===== DATA SUPPLIED
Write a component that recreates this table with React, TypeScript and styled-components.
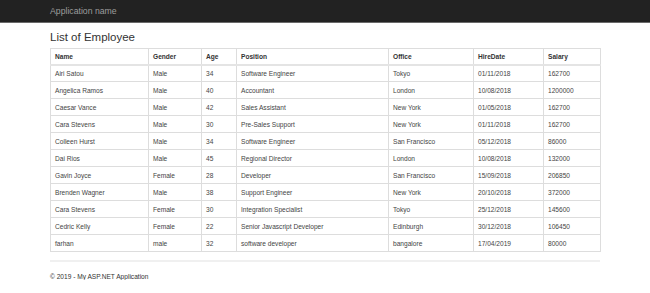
==========
===== DATA SUPPLIED
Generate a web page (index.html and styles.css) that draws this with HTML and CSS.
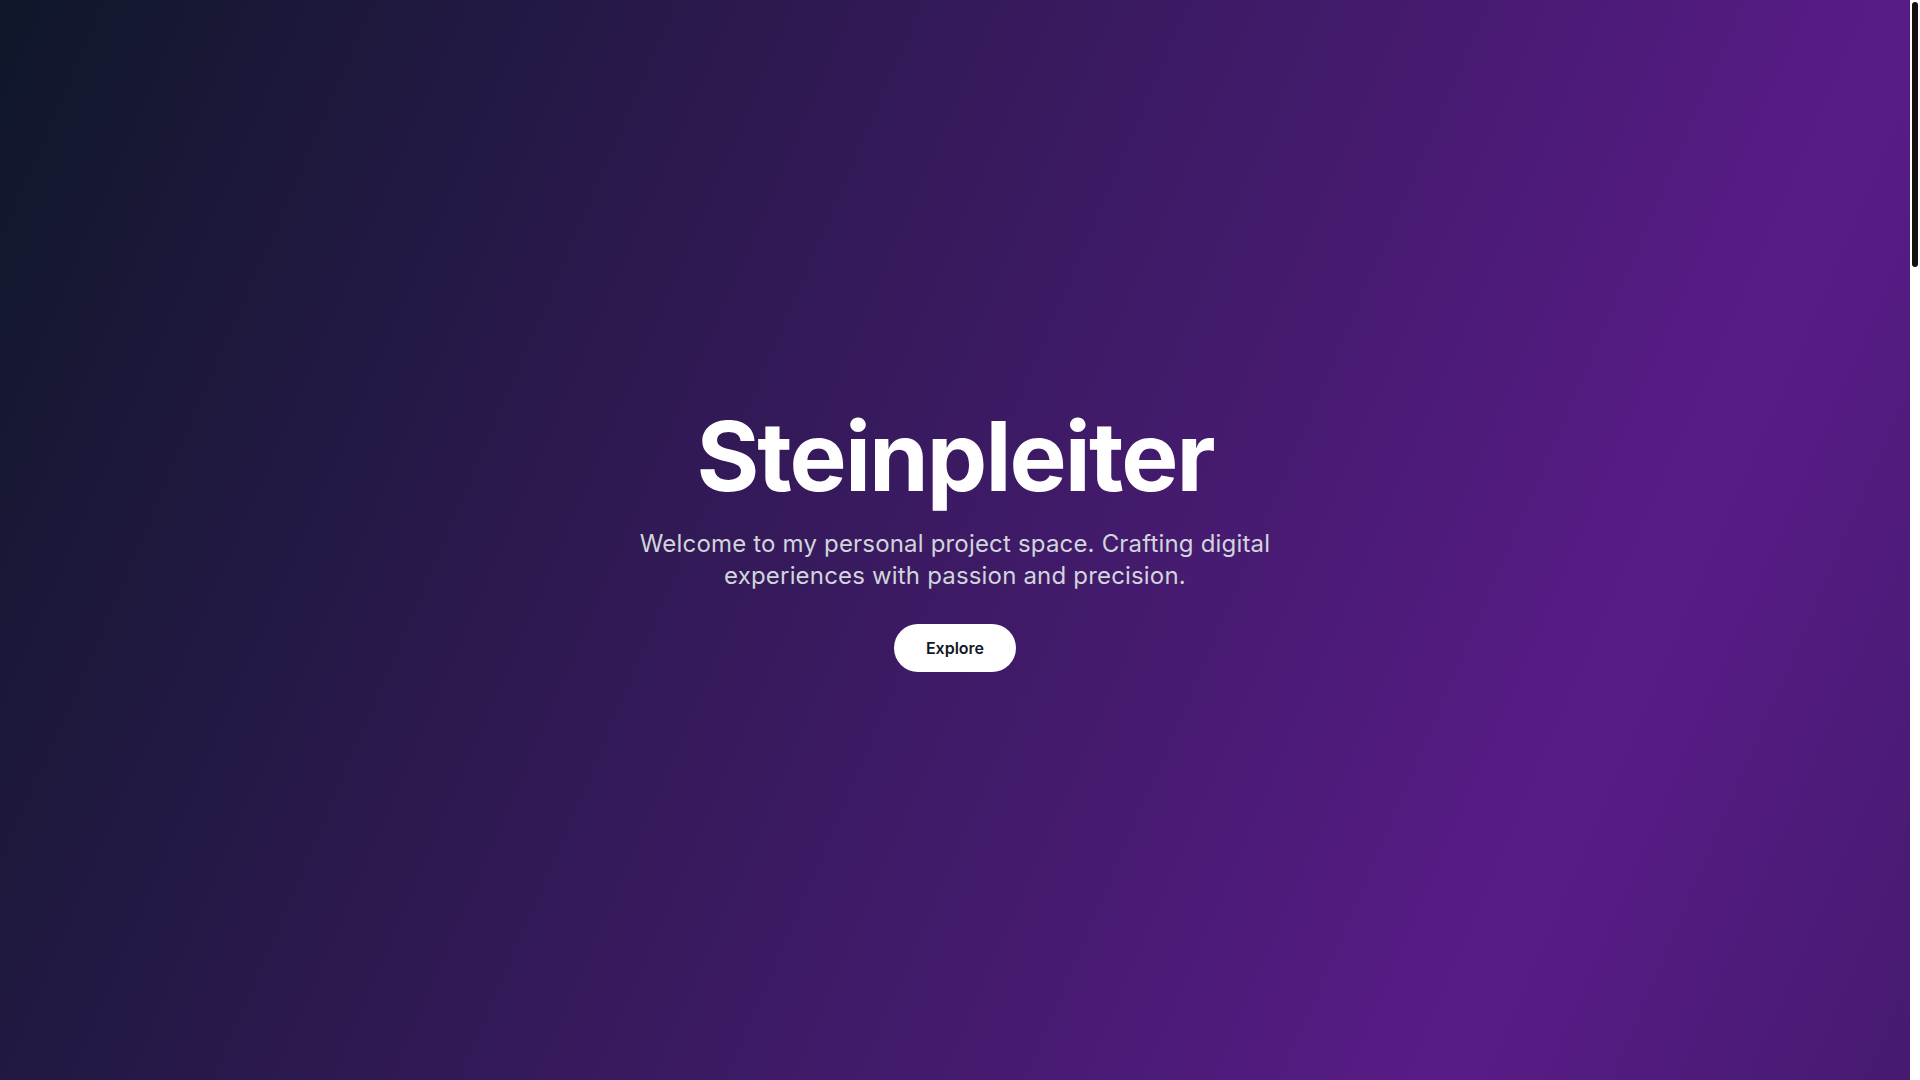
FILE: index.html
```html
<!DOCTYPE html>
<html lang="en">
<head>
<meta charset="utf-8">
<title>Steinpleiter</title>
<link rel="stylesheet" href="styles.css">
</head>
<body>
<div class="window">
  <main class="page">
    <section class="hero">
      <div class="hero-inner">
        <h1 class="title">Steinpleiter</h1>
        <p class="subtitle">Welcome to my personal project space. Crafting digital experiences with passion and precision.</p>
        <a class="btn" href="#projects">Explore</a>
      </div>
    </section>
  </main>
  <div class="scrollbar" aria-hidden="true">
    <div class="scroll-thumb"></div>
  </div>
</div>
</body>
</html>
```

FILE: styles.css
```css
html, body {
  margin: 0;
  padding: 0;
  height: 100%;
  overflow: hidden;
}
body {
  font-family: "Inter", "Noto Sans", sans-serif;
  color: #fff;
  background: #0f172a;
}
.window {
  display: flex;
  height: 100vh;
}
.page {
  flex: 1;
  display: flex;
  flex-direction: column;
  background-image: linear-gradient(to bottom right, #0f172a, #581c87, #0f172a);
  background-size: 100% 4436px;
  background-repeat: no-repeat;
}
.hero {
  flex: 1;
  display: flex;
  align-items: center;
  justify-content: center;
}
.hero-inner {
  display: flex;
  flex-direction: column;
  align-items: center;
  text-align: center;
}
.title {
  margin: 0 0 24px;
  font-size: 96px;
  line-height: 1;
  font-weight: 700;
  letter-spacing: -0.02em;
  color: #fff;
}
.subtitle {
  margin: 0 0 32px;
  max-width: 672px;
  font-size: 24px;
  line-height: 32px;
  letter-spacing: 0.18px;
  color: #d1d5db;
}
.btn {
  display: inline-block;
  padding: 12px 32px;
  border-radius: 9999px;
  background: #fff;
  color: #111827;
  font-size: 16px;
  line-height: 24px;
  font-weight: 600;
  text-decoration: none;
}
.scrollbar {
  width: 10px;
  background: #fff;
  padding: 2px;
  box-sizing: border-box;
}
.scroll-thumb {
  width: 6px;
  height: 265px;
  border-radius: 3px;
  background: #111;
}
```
==========
Say the number of lines in the records above that include the string "with", and no more.

3